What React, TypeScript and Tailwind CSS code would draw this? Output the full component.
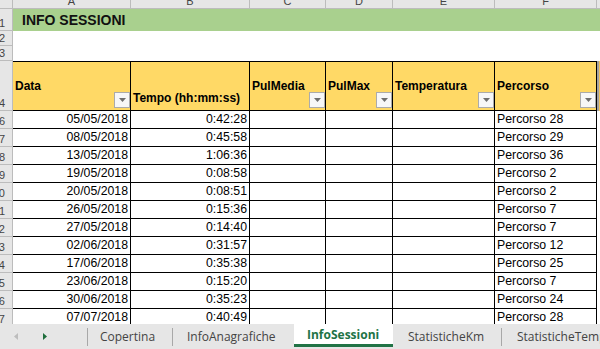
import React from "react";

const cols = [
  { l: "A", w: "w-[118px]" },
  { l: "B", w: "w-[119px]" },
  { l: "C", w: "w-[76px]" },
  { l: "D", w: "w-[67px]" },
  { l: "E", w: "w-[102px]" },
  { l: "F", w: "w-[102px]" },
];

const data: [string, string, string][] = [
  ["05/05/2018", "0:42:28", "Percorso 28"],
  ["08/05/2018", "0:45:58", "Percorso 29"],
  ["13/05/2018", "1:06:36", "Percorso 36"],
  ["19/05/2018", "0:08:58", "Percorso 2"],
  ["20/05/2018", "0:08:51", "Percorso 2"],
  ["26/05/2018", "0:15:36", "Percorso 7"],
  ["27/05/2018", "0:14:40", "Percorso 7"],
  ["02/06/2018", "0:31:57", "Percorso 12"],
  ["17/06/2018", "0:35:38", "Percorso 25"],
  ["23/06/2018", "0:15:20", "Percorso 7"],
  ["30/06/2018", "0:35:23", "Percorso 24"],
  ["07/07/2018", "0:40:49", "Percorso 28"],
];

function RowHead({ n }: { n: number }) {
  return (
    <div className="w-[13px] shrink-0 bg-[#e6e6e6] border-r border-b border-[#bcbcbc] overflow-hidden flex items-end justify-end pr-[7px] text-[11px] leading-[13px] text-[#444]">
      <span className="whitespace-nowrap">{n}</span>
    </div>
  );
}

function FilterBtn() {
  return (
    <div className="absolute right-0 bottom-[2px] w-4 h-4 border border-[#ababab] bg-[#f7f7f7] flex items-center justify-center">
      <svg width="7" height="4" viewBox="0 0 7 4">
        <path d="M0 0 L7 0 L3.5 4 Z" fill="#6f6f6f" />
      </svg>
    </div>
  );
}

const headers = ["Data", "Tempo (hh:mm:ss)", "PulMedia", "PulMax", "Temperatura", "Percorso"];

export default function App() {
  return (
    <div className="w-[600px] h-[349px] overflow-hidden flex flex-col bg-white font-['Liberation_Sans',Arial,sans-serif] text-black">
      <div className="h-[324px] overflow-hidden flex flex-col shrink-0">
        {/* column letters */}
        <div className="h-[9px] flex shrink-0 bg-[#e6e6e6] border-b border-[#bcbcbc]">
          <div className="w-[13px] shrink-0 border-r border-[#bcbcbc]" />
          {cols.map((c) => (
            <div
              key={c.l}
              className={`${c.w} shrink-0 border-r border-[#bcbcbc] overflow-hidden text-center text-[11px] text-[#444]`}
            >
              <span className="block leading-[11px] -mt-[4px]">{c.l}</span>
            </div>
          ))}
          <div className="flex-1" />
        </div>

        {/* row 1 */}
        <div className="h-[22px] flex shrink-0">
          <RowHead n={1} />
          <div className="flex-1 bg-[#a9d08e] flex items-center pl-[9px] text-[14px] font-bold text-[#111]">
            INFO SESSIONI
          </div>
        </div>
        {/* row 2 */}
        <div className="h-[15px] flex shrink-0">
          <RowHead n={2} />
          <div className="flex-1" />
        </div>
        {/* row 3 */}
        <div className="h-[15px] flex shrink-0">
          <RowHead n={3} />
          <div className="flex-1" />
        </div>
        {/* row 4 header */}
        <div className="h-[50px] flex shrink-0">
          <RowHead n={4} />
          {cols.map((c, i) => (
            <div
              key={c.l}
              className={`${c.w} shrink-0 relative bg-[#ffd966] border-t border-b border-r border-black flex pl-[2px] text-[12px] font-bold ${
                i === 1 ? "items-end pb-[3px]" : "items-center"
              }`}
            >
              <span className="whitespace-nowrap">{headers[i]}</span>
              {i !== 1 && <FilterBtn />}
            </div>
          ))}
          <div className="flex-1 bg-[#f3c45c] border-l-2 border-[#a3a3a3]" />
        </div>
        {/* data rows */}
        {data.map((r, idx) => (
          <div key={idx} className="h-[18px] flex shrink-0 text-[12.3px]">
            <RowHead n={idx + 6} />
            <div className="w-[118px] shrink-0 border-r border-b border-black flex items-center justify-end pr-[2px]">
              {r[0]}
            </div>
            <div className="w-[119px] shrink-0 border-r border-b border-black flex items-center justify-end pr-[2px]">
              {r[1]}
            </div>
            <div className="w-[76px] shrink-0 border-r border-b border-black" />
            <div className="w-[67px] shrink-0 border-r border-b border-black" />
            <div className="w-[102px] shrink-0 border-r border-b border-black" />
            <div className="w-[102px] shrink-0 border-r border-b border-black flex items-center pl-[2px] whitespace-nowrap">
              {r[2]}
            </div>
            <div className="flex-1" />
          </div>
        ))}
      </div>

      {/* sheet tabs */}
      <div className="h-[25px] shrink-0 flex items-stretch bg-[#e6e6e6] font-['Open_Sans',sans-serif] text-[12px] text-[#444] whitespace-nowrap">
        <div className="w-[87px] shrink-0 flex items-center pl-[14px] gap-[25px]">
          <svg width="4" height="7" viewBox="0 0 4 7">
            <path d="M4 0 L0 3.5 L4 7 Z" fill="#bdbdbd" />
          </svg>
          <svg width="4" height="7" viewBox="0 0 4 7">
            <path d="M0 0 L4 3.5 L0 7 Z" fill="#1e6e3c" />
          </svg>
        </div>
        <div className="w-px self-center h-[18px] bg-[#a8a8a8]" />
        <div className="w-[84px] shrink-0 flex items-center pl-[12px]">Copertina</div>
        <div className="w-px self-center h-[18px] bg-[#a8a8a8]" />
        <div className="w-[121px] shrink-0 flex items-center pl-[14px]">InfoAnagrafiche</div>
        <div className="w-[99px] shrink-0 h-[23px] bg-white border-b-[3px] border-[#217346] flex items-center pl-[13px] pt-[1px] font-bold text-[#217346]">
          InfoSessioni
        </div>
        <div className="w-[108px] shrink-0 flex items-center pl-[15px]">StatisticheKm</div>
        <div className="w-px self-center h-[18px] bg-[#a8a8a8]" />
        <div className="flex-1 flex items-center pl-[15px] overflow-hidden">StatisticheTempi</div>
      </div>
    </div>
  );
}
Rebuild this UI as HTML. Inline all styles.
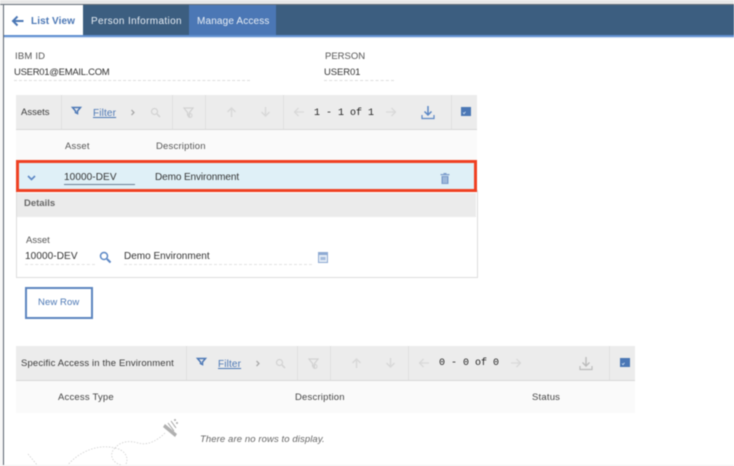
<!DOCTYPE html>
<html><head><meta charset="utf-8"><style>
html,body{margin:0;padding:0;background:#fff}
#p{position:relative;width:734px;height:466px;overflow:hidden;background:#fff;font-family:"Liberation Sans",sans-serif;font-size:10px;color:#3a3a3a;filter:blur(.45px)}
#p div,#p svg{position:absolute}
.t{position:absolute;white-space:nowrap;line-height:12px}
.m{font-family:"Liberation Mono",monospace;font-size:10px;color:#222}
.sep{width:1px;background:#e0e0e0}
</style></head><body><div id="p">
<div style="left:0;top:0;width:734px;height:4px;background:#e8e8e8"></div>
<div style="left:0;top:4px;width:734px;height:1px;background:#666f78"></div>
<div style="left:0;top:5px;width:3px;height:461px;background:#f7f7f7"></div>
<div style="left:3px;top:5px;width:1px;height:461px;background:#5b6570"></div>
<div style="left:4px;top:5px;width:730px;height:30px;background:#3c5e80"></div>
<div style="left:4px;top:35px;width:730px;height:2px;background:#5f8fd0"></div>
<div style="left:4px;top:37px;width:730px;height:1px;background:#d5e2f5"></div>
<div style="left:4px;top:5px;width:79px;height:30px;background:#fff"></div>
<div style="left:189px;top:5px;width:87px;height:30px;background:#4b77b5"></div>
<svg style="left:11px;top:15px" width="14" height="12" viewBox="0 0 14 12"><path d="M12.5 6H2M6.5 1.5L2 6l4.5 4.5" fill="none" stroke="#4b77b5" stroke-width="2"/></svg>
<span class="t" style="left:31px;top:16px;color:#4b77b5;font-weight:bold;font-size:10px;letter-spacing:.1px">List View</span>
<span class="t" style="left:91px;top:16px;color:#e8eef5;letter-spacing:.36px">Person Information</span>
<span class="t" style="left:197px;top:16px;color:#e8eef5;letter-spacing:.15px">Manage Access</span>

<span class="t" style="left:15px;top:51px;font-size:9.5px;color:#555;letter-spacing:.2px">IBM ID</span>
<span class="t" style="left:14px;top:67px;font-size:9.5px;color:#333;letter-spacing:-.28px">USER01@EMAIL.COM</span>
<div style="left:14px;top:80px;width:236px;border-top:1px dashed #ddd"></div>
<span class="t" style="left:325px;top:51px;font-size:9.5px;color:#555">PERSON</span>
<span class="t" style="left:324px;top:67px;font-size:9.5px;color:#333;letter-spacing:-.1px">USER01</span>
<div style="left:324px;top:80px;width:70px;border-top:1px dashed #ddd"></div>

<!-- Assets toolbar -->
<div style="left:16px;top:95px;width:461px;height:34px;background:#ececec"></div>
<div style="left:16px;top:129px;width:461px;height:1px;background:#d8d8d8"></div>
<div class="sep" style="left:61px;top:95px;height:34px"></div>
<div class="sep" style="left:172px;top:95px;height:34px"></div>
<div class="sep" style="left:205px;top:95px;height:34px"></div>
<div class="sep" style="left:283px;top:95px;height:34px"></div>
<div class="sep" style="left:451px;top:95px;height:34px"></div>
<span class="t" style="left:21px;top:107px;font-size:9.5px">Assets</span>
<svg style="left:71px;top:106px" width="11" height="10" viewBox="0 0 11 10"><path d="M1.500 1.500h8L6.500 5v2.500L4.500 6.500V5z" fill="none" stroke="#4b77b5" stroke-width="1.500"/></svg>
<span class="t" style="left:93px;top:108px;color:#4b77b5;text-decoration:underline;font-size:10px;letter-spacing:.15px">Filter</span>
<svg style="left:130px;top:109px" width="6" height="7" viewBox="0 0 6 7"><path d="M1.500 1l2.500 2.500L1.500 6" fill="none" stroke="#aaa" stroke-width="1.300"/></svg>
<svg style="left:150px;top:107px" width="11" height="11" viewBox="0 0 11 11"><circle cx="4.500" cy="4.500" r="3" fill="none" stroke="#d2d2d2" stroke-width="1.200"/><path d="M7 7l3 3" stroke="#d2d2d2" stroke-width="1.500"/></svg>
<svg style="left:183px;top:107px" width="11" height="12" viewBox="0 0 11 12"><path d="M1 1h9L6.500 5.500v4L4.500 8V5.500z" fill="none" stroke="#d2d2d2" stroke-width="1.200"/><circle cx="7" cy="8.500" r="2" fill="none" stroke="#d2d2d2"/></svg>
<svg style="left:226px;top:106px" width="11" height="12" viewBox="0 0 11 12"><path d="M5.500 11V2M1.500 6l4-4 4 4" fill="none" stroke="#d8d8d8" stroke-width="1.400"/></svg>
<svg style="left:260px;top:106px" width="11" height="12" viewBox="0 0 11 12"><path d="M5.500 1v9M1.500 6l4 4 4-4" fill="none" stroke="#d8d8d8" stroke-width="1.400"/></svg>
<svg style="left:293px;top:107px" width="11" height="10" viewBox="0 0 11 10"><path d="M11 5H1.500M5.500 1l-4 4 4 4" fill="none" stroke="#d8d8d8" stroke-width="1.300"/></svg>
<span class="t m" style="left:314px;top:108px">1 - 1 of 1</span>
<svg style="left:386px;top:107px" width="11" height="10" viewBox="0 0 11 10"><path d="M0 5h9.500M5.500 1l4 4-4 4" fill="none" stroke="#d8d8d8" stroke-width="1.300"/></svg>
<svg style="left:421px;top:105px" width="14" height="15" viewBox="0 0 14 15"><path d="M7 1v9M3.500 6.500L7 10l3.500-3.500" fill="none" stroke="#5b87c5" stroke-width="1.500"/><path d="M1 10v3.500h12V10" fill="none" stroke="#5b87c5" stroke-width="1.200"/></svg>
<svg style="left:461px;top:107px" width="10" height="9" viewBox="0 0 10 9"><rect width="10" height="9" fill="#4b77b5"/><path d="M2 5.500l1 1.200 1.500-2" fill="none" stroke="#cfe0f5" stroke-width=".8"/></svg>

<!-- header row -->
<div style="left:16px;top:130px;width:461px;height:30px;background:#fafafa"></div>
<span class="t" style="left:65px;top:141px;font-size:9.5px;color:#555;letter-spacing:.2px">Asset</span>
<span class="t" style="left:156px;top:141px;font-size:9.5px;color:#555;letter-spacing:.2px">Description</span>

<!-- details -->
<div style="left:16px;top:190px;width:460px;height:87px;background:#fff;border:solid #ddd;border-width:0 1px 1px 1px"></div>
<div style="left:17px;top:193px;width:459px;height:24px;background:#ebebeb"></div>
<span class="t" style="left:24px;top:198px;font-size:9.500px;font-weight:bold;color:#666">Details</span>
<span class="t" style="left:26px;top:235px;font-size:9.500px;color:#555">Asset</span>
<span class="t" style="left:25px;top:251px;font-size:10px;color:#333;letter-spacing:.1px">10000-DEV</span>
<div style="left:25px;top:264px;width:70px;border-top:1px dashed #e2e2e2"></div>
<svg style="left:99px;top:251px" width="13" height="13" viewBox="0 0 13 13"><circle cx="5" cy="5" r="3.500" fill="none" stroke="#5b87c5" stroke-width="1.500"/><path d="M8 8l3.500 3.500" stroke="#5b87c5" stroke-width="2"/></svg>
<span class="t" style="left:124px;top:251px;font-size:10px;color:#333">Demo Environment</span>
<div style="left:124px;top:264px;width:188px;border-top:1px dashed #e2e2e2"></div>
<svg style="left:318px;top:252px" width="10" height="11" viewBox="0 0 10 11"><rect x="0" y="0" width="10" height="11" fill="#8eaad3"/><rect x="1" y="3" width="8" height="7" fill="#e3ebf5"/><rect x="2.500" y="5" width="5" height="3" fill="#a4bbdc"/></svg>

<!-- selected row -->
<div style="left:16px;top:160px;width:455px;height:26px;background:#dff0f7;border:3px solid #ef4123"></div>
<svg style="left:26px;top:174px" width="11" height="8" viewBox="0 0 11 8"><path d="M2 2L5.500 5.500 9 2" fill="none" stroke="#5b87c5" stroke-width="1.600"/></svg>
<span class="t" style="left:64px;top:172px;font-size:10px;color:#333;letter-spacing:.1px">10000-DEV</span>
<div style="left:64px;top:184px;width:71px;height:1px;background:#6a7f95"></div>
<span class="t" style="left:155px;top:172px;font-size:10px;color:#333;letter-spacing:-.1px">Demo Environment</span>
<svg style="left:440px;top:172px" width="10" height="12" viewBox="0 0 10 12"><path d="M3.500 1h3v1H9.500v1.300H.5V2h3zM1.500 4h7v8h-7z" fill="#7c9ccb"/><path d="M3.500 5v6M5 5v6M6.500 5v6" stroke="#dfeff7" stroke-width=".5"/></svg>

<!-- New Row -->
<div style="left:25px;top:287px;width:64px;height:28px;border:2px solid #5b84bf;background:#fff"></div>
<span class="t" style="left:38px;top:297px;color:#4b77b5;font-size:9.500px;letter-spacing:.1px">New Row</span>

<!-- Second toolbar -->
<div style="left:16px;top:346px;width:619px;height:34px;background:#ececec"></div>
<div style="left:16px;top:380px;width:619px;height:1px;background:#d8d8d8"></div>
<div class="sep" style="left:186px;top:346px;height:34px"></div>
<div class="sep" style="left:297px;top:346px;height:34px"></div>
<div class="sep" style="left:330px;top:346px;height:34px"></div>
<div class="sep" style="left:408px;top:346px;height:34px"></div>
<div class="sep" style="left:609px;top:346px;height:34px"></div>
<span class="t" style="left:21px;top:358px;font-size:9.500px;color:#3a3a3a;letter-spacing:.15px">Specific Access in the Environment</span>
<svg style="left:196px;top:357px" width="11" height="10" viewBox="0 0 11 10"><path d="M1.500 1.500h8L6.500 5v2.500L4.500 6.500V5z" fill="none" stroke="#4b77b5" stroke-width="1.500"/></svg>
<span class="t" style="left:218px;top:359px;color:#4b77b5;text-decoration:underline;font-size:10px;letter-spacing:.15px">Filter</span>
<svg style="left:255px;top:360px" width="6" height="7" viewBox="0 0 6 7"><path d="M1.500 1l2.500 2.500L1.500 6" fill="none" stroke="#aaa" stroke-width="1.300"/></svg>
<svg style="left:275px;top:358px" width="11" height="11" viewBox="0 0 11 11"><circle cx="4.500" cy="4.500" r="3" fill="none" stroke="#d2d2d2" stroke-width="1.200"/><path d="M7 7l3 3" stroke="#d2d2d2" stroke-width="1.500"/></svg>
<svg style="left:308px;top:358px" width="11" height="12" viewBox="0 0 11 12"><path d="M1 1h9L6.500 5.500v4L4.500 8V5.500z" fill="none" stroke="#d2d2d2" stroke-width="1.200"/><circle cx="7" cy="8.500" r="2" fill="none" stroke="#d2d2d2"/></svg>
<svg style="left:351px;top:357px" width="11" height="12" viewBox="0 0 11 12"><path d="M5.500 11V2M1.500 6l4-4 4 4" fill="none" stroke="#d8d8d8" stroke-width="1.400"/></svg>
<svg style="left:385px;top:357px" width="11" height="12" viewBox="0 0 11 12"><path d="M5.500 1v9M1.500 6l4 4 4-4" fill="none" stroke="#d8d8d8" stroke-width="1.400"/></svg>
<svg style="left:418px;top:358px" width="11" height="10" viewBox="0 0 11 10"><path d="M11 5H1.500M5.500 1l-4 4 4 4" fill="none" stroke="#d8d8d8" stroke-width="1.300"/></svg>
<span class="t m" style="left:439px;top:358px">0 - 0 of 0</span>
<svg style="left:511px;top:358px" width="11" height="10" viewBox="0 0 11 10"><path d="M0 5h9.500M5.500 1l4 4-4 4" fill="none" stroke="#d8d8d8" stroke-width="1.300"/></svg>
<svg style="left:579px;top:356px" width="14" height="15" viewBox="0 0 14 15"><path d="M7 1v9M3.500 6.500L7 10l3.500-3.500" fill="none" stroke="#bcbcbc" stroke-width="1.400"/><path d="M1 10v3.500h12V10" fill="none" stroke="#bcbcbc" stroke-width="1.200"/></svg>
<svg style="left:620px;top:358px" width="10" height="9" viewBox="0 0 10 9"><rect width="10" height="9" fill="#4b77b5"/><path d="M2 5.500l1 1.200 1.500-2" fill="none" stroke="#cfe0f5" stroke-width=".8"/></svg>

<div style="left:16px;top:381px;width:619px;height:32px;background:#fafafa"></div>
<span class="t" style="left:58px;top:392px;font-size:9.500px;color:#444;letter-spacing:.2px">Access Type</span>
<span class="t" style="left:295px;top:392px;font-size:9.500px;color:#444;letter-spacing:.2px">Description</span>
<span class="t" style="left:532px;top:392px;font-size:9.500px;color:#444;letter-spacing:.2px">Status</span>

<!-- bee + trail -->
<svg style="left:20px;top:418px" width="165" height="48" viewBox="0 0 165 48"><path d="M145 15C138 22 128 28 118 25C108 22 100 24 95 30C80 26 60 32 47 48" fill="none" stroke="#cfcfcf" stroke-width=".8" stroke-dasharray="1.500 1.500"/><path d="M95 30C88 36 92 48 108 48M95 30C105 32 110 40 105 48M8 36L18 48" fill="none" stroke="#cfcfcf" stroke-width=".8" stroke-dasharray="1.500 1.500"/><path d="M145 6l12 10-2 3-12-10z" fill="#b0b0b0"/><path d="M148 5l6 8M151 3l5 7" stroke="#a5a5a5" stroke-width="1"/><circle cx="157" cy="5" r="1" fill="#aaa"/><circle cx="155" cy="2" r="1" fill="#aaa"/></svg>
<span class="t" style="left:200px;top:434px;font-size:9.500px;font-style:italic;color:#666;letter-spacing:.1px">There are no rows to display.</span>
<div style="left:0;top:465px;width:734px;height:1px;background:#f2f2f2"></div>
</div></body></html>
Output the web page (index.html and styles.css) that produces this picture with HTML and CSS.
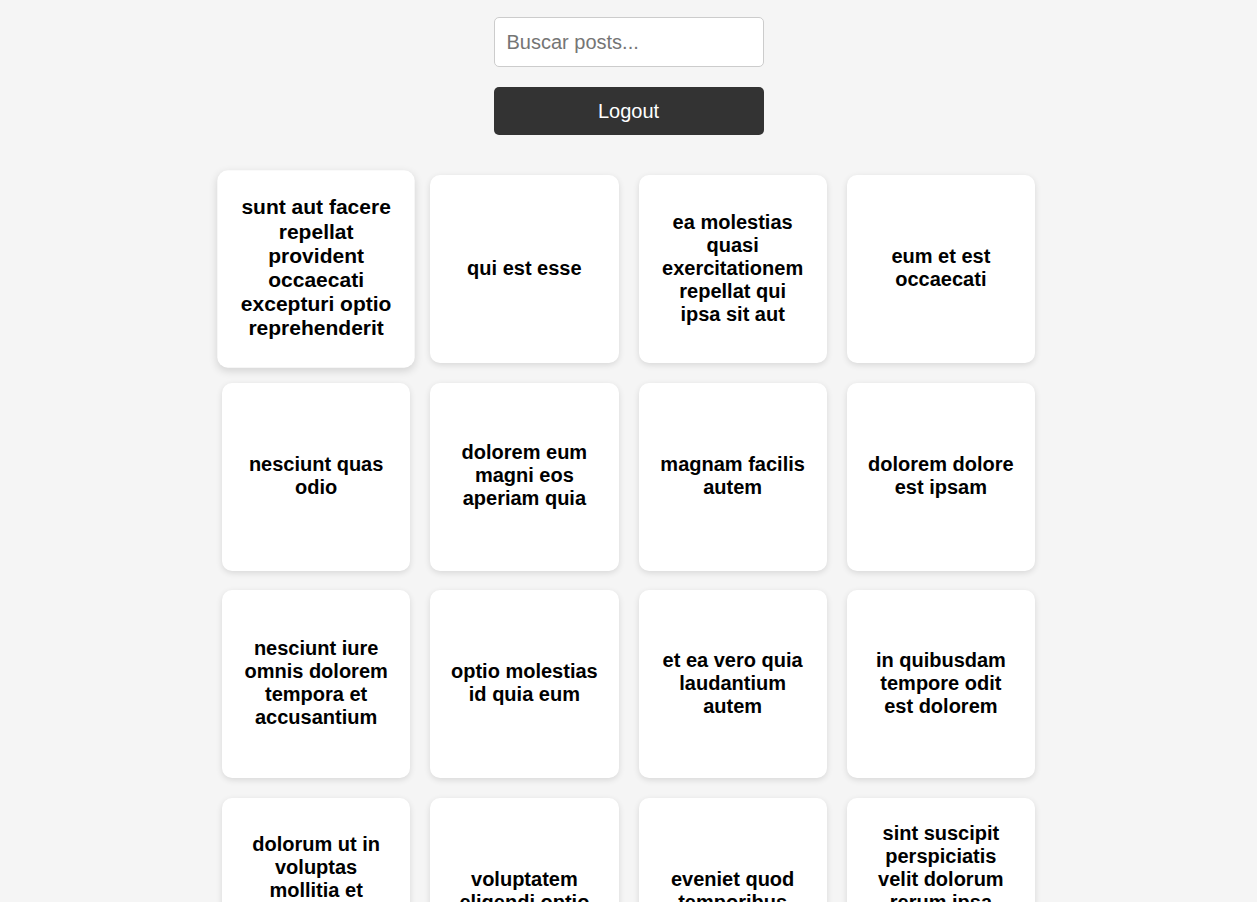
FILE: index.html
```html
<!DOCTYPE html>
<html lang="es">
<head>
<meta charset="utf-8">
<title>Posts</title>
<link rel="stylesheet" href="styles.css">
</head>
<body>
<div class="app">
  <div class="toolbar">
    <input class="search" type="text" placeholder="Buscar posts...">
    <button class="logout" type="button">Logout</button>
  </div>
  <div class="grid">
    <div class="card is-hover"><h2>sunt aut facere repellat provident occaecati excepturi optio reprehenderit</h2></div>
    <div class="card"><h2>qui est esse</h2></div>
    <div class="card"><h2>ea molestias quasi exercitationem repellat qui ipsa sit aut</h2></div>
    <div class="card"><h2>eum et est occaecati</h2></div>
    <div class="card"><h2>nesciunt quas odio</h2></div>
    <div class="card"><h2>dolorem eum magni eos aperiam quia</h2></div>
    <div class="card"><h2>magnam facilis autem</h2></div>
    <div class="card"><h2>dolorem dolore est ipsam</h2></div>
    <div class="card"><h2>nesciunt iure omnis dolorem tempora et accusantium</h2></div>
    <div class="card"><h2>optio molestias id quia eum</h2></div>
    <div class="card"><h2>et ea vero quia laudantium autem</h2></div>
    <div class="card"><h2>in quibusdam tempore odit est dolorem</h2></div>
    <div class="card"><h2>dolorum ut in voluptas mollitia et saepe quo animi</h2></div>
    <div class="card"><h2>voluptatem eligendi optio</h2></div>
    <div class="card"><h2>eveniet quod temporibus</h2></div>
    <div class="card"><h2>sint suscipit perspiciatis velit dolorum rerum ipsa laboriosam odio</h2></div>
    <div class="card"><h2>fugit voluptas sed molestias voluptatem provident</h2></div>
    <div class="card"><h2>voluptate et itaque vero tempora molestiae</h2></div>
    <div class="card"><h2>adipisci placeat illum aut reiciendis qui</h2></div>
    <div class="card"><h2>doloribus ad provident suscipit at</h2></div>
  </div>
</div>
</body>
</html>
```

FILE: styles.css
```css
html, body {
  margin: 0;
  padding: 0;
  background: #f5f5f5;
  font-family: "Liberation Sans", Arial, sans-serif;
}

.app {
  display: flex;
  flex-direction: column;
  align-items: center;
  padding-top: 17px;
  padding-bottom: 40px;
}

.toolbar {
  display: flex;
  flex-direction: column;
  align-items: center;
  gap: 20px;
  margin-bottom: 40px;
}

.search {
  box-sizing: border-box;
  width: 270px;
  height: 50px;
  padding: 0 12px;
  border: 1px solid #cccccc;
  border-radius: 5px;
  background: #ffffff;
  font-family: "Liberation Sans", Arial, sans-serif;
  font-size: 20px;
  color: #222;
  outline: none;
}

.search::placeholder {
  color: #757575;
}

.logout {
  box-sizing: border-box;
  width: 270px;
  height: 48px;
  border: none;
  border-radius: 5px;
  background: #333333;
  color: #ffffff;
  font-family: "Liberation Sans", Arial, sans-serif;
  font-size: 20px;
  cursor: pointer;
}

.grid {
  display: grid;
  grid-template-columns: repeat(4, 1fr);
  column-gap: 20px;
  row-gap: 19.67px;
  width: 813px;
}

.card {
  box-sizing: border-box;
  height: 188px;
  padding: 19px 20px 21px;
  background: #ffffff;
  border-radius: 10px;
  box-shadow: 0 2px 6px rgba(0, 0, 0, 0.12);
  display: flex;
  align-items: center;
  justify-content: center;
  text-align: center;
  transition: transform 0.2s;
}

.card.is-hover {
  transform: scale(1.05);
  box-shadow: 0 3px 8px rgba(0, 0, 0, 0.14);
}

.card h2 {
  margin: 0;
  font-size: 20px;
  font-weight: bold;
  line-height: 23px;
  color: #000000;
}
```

DIRECTIVE: Check each line of the records above for "this", and copy those that have it.

CORRECT RESPONSE:
What React, TypeScript and Tailwind CSS code would draw this? Output the full component.
Rebuild this UI as HTML. Inline all styles.
Output the web page (index.html and styles.css) that produces this picture with HTML and CSS.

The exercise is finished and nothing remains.